* [Short problem] Will you write out the data exactly, excluding every picture?

Front-end source files
◇ ◇ ◇ ◇ ◇

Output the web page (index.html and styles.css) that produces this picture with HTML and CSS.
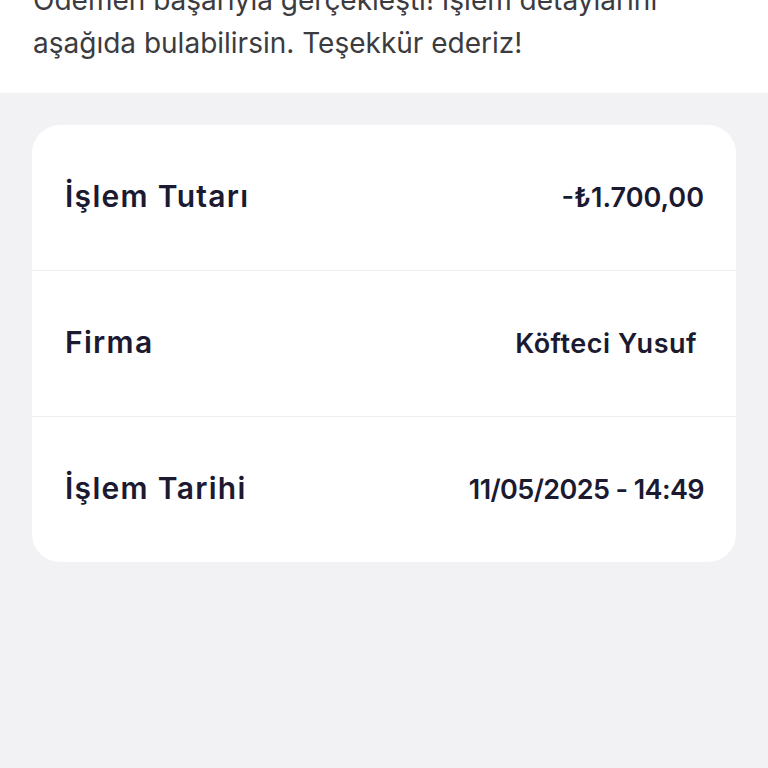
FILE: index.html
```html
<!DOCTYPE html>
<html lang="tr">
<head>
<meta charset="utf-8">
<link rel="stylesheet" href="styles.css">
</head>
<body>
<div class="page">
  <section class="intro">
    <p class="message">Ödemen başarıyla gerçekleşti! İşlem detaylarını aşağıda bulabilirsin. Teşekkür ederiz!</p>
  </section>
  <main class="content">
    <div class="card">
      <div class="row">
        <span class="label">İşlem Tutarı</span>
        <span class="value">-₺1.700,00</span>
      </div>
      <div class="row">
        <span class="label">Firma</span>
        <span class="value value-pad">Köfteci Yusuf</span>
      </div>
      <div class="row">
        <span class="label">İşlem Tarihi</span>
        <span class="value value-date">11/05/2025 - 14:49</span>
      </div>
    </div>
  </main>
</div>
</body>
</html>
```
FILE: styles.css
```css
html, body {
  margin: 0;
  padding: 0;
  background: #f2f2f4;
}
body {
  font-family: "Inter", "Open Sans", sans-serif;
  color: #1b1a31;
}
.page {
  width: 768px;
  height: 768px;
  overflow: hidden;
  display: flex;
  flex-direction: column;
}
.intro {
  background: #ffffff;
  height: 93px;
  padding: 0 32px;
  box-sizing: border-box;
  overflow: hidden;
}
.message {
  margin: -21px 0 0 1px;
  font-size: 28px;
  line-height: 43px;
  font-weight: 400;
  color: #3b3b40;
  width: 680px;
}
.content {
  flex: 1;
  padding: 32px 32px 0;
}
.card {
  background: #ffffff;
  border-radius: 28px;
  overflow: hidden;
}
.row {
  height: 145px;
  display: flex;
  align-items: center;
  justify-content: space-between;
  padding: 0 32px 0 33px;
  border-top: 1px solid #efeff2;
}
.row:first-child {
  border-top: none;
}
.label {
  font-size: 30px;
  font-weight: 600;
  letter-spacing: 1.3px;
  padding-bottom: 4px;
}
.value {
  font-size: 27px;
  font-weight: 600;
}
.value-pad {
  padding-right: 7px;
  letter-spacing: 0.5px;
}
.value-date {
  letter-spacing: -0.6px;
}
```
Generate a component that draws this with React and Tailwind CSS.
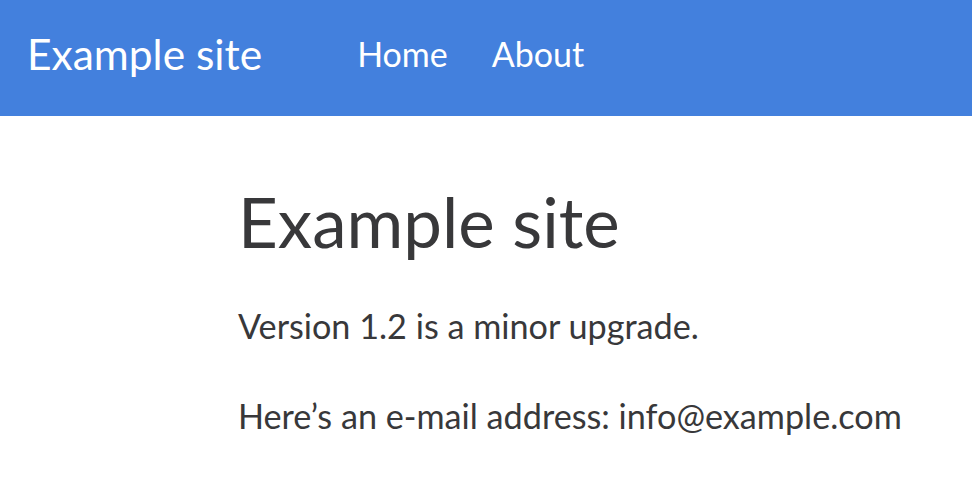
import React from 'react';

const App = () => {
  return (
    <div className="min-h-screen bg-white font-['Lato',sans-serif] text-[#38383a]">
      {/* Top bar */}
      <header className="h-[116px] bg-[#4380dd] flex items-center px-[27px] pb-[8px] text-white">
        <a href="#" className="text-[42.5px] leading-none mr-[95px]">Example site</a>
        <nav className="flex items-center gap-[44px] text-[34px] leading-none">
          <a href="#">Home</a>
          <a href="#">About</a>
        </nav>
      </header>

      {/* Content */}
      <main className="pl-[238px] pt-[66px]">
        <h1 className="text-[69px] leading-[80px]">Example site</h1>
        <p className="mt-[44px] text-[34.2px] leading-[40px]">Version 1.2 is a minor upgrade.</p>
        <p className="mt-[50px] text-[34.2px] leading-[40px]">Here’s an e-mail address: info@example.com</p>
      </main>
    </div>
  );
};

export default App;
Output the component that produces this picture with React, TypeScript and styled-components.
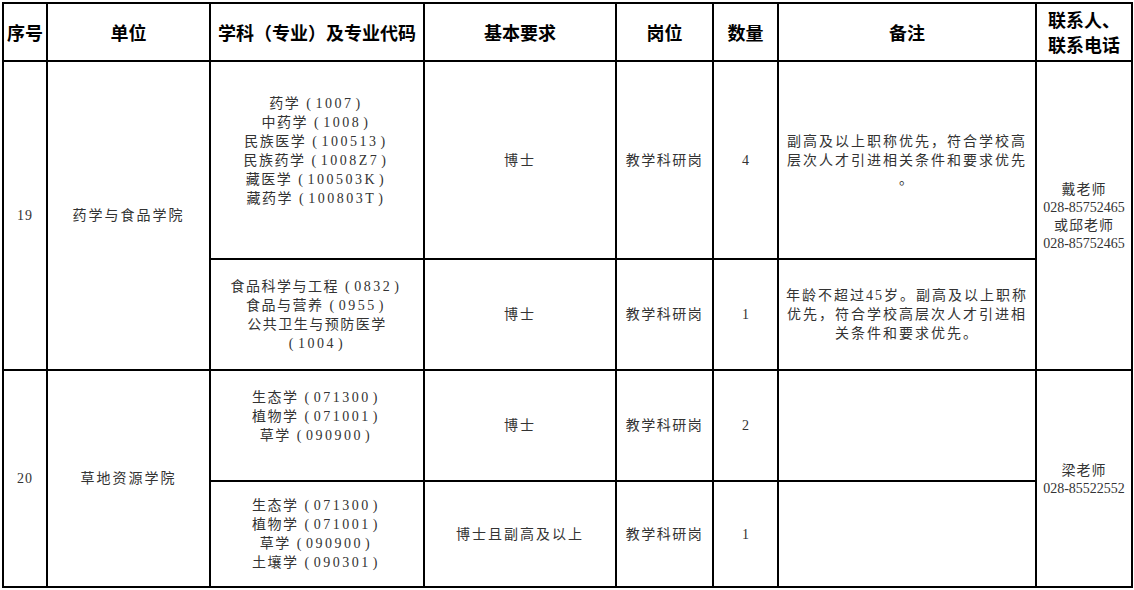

◇ ◇ ◇ ◇ ◇

* [Written answer]
Output the web page (index.html and styles.css) that produces this picture with HTML and CSS.
FILE: index.html
```html
<!DOCTYPE html>
<html lang="tr">
<head>
<meta charset="utf-8">
<link rel="stylesheet" href="styles.css">
</head>
<body>
<div class="page">
  <section class="intro">
    <p class="message">Ödemen başarıyla gerçekleşti! İşlem detaylarını aşağıda bulabilirsin. Teşekkür ederiz!</p>
  </section>
  <main class="content">
    <div class="card">
      <div class="row">
        <span class="label">İşlem Tutarı</span>
        <span class="value">-₺1.700,00</span>
      </div>
      <div class="row">
        <span class="label">Firma</span>
        <span class="value value-pad">Köfteci Yusuf</span>
      </div>
      <div class="row">
        <span class="label">İşlem Tarihi</span>
        <span class="value value-date">11/05/2025 - 14:49</span>
      </div>
    </div>
  </main>
</div>
</body>
</html>
```
FILE: styles.css
```css
html, body {
  margin: 0;
  padding: 0;
  background: #f2f2f4;
}
body {
  font-family: "Inter", "Open Sans", sans-serif;
  color: #1b1a31;
}
.page {
  width: 768px;
  height: 768px;
  overflow: hidden;
  display: flex;
  flex-direction: column;
}
.intro {
  background: #ffffff;
  height: 93px;
  padding: 0 32px;
  box-sizing: border-box;
  overflow: hidden;
}
.message {
  margin: -21px 0 0 1px;
  font-size: 28px;
  line-height: 43px;
  font-weight: 400;
  color: #3b3b40;
  width: 680px;
}
.content {
  flex: 1;
  padding: 32px 32px 0;
}
.card {
  background: #ffffff;
  border-radius: 28px;
  overflow: hidden;
}
.row {
  height: 145px;
  display: flex;
  align-items: center;
  justify-content: space-between;
  padding: 0 32px 0 33px;
  border-top: 1px solid #efeff2;
}
.row:first-child {
  border-top: none;
}
.label {
  font-size: 30px;
  font-weight: 600;
  letter-spacing: 1.3px;
  padding-bottom: 4px;
}
.value {
  font-size: 27px;
  font-weight: 600;
}
.value-pad {
  padding-right: 7px;
  letter-spacing: 0.5px;
}
.value-date {
  letter-spacing: -0.6px;
}
```
Generate a component that draws this with React and Tailwind CSS.
import React from 'react';

const App = () => {
  return (
    <div className="min-h-screen bg-white font-['Lato',sans-serif] text-[#38383a]">
      {/* Top bar */}
      <header className="h-[116px] bg-[#4380dd] flex items-center px-[27px] pb-[8px] text-white">
        <a href="#" className="text-[42.5px] leading-none mr-[95px]">Example site</a>
        <nav className="flex items-center gap-[44px] text-[34px] leading-none">
          <a href="#">Home</a>
          <a href="#">About</a>
        </nav>
      </header>

      {/* Content */}
      <main className="pl-[238px] pt-[66px]">
        <h1 className="text-[69px] leading-[80px]">Example site</h1>
        <p className="mt-[44px] text-[34.2px] leading-[40px]">Version 1.2 is a minor upgrade.</p>
        <p className="mt-[50px] text-[34.2px] leading-[40px]">Here’s an e-mail address: info@example.com</p>
      </main>
    </div>
  );
};

export default App;
Output the component that produces this picture with React, TypeScript and styled-components.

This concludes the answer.